For non-citizens, a prostitution-related conviction or even admitted conduct creates immigration problems that outlast any criminal sentence. Federal immigration law treats prostitution as a bar to establishing good moral character, which is required for naturalization. Under INA section 101(f)(3), engaging in prostitution, procuring prostitutes, or receiving proceeds from prostitution during the statutory period blocks a good moral character finding.7U.S. Citizenship and Immigration Services. USCIS Policy Manual Volume 12, Part F, Chapter 5 – Conditional Bars for Acts in Statutory Period
Separate from good moral character, INA section 212(a)(2)(D) makes people involved in prostitution inadmissible to the United States, which affects visa applications, green card eligibility, and re-entry after travel abroad.
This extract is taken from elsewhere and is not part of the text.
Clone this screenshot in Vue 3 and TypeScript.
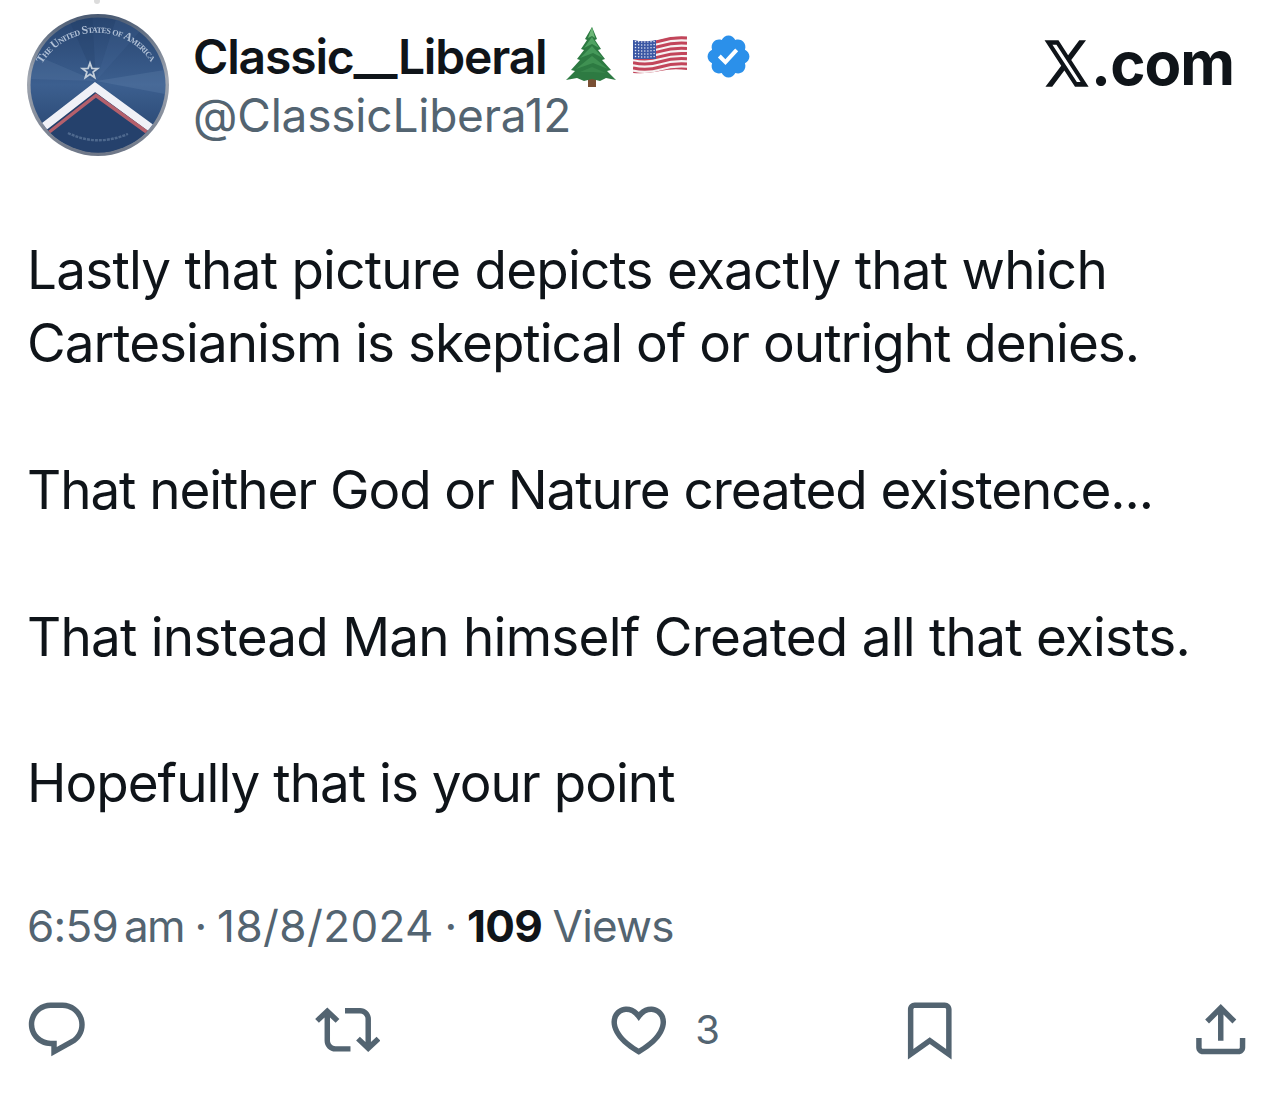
<script setup lang="ts">
interface Line { text: string; cls: string }
const paragraphs: Line[][] = [
  [
    { text: 'Lastly that picture depicts exactly that which', cls: 'wide' },
    { text: 'Cartesianism is skeptical of or outright denies.', cls: 'tight' },
  ],
  [{ text: 'That neither God or Nature created existence...', cls: 'tighter' }],
  [{ text: 'That instead Man himself Created all that exists.', cls: 'wide' }],
  [{ text: 'Hopefully that is your point', cls: 'tight' }],
]
const flagStripes: number[] = [0, 1, 2, 3, 4, 5, 6]
const flagStars: { x: number; y: number }[] = []
for (let r = 0; r < 6; r++) {
  for (let c = 0; c < 7; c++) {
    flagStars.push({ x: 2.5 + c * 3.1, y: 5.5 + r * 3 + Math.sin(c / 2) * 0.6 })
  }
}
</script>

<template>
  <main class="card">
    <header class="head">
      <svg class="avatar" viewBox="0 0 144 144" aria-label="avatar">
        <defs>
          <linearGradient id="ring" x1="0" y1="0" x2="0" y2="1">
            <stop offset="0" stop-color="#4a5a72" />
            <stop offset="0.45" stop-color="#a2a8b2" />
            <stop offset="1" stop-color="#6d7687" />
          </linearGradient>
          <linearGradient id="face" x1="0" y1="0" x2="0" y2="1">
            <stop offset="0" stop-color="#284570" />
            <stop offset="0.5" stop-color="#3c5f8f" />
            <stop offset="1" stop-color="#244069" />
          </linearGradient>
          <clipPath id="disc"><circle cx="72" cy="72" r="67.5" /></clipPath>
          <path id="topArc" d="M16 51 A64 64 0 0 1 126 51" />
        </defs>
        <circle cx="71" cy="-12" r="3" fill="#dcdcdc" />
        <circle cx="72" cy="72" r="71" fill="url(#ring)" />
        <circle cx="72" cy="72" r="67.5" fill="url(#face)" />
        <g clip-path="url(#disc)">
          <polygon points="70,68 0,38 0,66" fill="#6285af" opacity="0.22" />
          <polygon points="70,68 144,56 144,82" fill="#6a8cb5" opacity="0.25" />
          <polygon points="70,68 40,0 66,0" fill="#1f3a63" opacity="0.25" />
          <polygon points="70,68 92,0 130,0" fill="#527aa8" opacity="0.14" />
          <polygon points="70,74 8,118 72,144 136,118" fill="#25416c" />
          <polyline points="15,116 69,74 129,118" fill="none" stroke="#f0f1f7" stroke-width="8" />
          <polyline points="22,120 70,82.5 122,120" fill="none" stroke="#b5606c" stroke-width="3.4" />
        </g>
        <polygon points="64,50 65.9,55.3 71.6,55.5 67.1,59 68.7,64.5 64,61.3 59.3,64.5 60.9,59 56.4,55.5 62.1,55.3" fill="none" stroke="#c3ceda" stroke-width="1.8" />
        <text class="seal" fill="#b0c0d6"><textPath href="#topArc" textLength="130" lengthAdjust="spacing">The United States of America</textPath></text>
        <path d="M42 120 Q70 134 102 121" fill="none" stroke="#6b83a5" stroke-width="2.4" stroke-dasharray="3 1" opacity="0.6" />
      </svg>

      <div class="who">
        <div class="name-row">
          <span class="name">Classic__Liberal</span>
          <svg class="tree" viewBox="0 0 50 60" aria-hidden="true">
            <rect x="22" y="50" width="8" height="10" fill="#7a5034" />
            <polygon fill="#2d7a42" points="26,0 31,12 29,13 35,22 32,23 39,32 36,33 45,43 41,44 50,53 40,51 34,54 26,52 18,54 11,51 0,53 9,44 5,43 14,33 11,32 18,23 15,22 21,13 19,12" />
            <polygon fill="#6cb777" points="26,0 29,11 26,9 22,11" />
            <polygon fill="#4fa262" points="26,10 33,21 26,17 18,21" />
            <polygon fill="#45995a" points="26,19 37,31 27,26 14,31" />
            <polygon fill="#3f9152" points="26,29 42,42 27,36 10,42" />
            <polygon fill="#37864b" points="14,45 26,40 40,46 27,45" />
          </svg>
          <svg class="flag" viewBox="0 0 54 38" aria-hidden="true">
            <defs>
              <clipPath id="flagShape"><path d="M0 4 Q14 7 27 3 T54 0 V34 Q40 32 27 35 T0 37 Z" /></clipPath>
            </defs>
            <g clip-path="url(#flagShape)">
              <rect width="54" height="38" fill="#f6f2f2" />
              <path v-for="s in flagStripes" :key="s" :d="`M0 ${6 + s * 5.2} Q14 ${9 + s * 5.2} 27 ${5 + s * 5.2} T54 ${2 + s * 5.2}`" fill="none" stroke="#c2455a" stroke-width="3" />
              <rect width="23" height="23" fill="#3c58a4" />
              <circle v-for="(st, i) in flagStars" :key="i" :cx="st.x" :cy="st.y" r="0.75" fill="#e8ecf6" />
            </g>
          </svg>
          <svg class="badge" viewBox="0 0 24 24" aria-label="verified">
            <path fill="#2b90ea" d="M22.25 12c0-1.43-.88-2.67-2.19-3.34.46-1.39.2-2.9-.81-3.91s-2.52-1.27-3.91-.81c-.66-1.31-1.91-2.19-3.34-2.19s-2.67.88-3.33 2.19c-1.4-.46-2.91-.2-3.92.81s-1.26 2.52-.8 3.91c-1.31.67-2.2 1.91-2.2 3.34s.89 2.67 2.2 3.34c-.46 1.39-.21 2.9.8 3.91s2.52 1.26 3.91.81c.67 1.31 1.91 2.19 3.34 2.19s2.68-.88 3.34-2.19c1.39.45 2.9.2 3.91-.81s1.27-2.52.81-3.91c1.31-.67 2.19-1.91 2.19-3.34zm-11.71 4.2L6.8 12.46l1.41-1.42 2.26 2.26 4.8-5.23 1.47 1.36-6.2 6.77z" />
          </svg>
        </div>
        <div class="handle">@ClassicLibera12</div>
      </div>

      <div class="brand">
        <svg class="x-logo" viewBox="0 0 24 24" preserveAspectRatio="none" aria-label="X">
          <path fill="#0f1419" d="M18.244 2.25h3.308l-7.227 8.26 8.502 11.24H16.17l-5.214-6.817L4.99 21.75H1.68l7.73-8.835L1.254 2.25H8.08l4.713 6.231zm-1.161 17.52h1.833L7.084 4.126H5.117z" />
        </svg>
        <span class="brand-text">.com</span>
      </div>
    </header>

    <section class="body">
      <p v-for="(p, i) in paragraphs" :key="i" class="para">
        <span v-for="(l, j) in p" :key="j" class="line" :class="l.cls">{{ l.text }}</span>
      </p>
    </section>

    <div class="meta">6:59<span class="am">am</span> · <span class="date">18/8/2024</span> · <b>109</b> Views</div>

    <nav class="actions">
      <svg class="ico" viewBox="0 0 24 24"><path d="M1.751 10c0-4.42 3.584-8 8.005-8h4.366c4.49 0 8.129 3.64 8.129 8.13 0 2.96-1.607 5.68-4.196 7.11l-8.054 4.46v-3.69h-.067c-4.49.1-8.183-3.51-8.183-8.01zm8.005-6c-3.317 0-6.005 2.69-6.005 6 0 3.37 2.77 6.08 6.138 6.01l.351-.01h1.761v2.3l5.087-2.81c1.951-1.08 3.163-3.13 3.163-5.36 0-3.39-2.744-6.13-6.129-6.13H9.756z" /></svg>
      <svg class="ico" viewBox="0 0 24 24"><path d="M4.5 3.88l4.432 4.14-1.364 1.46L5.5 7.55V16c0 1.1.896 2 2 2H13v2H7.5c-2.209 0-4-1.79-4-4V7.55L1.432 9.48.068 8.02 4.5 3.88zM16.5 6H11V4h5.5c2.209 0 4 1.79 4 4v8.45l2.068-1.93 1.364 1.46-4.432 4.14-4.432-4.14 1.364-1.46 2.068 1.93V8c0-1.1-.896-2-2-2z" /></svg>
      <div class="like">
        <svg class="ico" viewBox="0 0 24 24"><path d="M16.697 5.5c-1.222-.06-2.679.51-3.89 2.16l-.805 1.09-.806-1.09C9.984 6.01 8.526 5.44 7.304 5.5c-1.243.07-2.349.78-2.91 1.91-.552 1.12-.633 2.78.479 4.82 1.074 1.97 3.257 4.27 7.129 6.61 3.87-2.34 6.052-4.64 7.126-6.61 1.111-2.04 1.03-3.7.477-4.82-.561-1.13-1.666-1.84-2.908-1.91zm4.187 7.69c-1.351 2.48-4.001 5.12-8.379 7.67l-.503.3-.504-.3c-4.379-2.55-7.029-5.19-8.382-7.67-1.36-2.5-1.41-4.86-.514-6.67.887-1.79 2.647-2.91 4.601-3.01 1.651-.09 3.368.56 4.798 2.01 1.429-1.45 3.146-2.1 4.796-2.01 1.954.1 3.714 1.22 4.601 3.01.896 1.81.846 4.17-.514 6.67z" /></svg>
        <span class="count">3</span>
      </div>
      <svg class="ico" viewBox="0 0 24 24"><path d="M4 4.5C4 3.12 5.119 2 6.5 2h11C18.881 2 20 3.12 20 4.5v18.44l-8-5.71-8 5.71V4.5zM6.5 4c-.276 0-.5.22-.5.5v14.56l6-4.29 6 4.29V4.5c0-.28-.224-.5-.5-.5h-11z" /></svg>
      <svg class="ico" viewBox="0 0 24 24"><path d="M12 2.59l5.7 5.7-1.41 1.42L13 6.41V16h-2V6.41l-3.3 3.3-1.41-1.42L12 2.59zM21 15l-.02 3.51c0 1.38-1.12 2.49-2.5 2.49H5.5C4.11 21 3 19.88 3 18.5V15h2v3.5c0 .28.22.5.5.5h12.98c.28 0 .5-.22.5-.5L19 15h2z" /></svg>
    </nav>
  </main>
</template>

<style scoped>
.card {
  width: 1268px;
  height: 1096px;
  box-sizing: border-box;
  overflow: hidden;
  background: #fff;
  color: #0f1419;
  font-family: Inter, "Liberation Sans", sans-serif;
  padding-top: 13px;
}
.head {
  display: flex;
  align-items: flex-start;
  padding: 0 34px 0 26px;
}
.avatar {
  width: 144px;
  height: 144px;
  overflow: visible;
  flex: none;
  filter: blur(0.5px);
}
.seal {
  font-family: "Liberation Serif", serif;
  font-weight: 700;
  font-size: 11.5px;
  font-variant: small-caps;
}
.who {
  margin-left: 23px;
  padding-top: 14px;
}
.name-row {
  display: flex;
  align-items: center;
  height: 60px;
}
.name {
  font-size: 48px;
  font-weight: 600;
  letter-spacing: -1.17px;
  line-height: 56px;
}
.tree {
  width: 50px;
  height: 60px;
  margin-left: 20px;
}
.flag {
  width: 54px;
  height: 38px;
  margin-left: 17px;
  margin-top: -4px;
}
.badge {
  width: 49px;
  height: 49px;
  margin-left: 17px;
  margin-top: -2px;
}
.handle {
  font-size: 46px;
  line-height: 56px;
  letter-spacing: -0.2px;
  color: #536471;
}
.brand {
  margin-left: auto;
  padding-top: 19px;
  display: flex;
  align-items: center;
}
.x-logo {
  width: 49px;
  height: 57px;
}
.brand-text {
  font-size: 60px;
  font-weight: 700;
  line-height: 62px;
  letter-spacing: -1px;
}
.body {
  padding: 77px 27px 0;
}
.para {
  margin: 0 0 73.4px;
  font-size: 53px;
  line-height: 73.3px;
}
.para:last-child {
  margin-bottom: 0;
}
.line {
  display: block;
  white-space: nowrap;
}
.wide {
  letter-spacing: -0.76px;
}
.tight {
  letter-spacing: -0.98px;
}
.tighter {
  letter-spacing: -1.08px;
}
.meta {
  margin: 77px 0 0 27px;
  font-size: 44px;
  line-height: 56px;
  letter-spacing: -0.77px;
  word-spacing: -1px;
  color: #536471;
}
.meta b {
  color: #0f1419;
  font-weight: 700;
}
.am {
  margin-left: 6px;
  letter-spacing: -1.6px;
}
.date {
  letter-spacing: 0.4px;
}
.actions {
  margin-top: 43px;
  display: flex;
  align-items: center;
  justify-content: space-between;
  padding: 0 15px 0 24px;
}
.ico {
  width: 65.5px;
  height: 65.5px;
  flex: none;
  fill: #536471;
}
.like {
  display: flex;
  align-items: center;
  width: 65.5px;
}
.count {
  flex: none;
  margin-left: 24px;
  font-size: 40px;
  color: #536471;
}
</style>

<style>
html, body { background: #fff; }
</style>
The Board of Immigration Appeals has held that “engaging in” prostitution requires a regular pattern of behavior, not just a single incident. A one-time solicitation conviction doesn’t automatically trigger the prostitution ground of inadmissibility, but it creates a record that immigration officers will scrutinize closely.7U.S. Citizenship and Immigration Services. USCIS Policy Manual Volume 12, Part F, Chapter 5 – Conditional Bars for Acts in Statutory Period
Non-citizens facing any prostitution-related charge in California should consult an immigration attorney before accepting a plea deal. The criminal penalties for a misdemeanor solicitation charge are relatively minor. The immigration fallout can be permanent.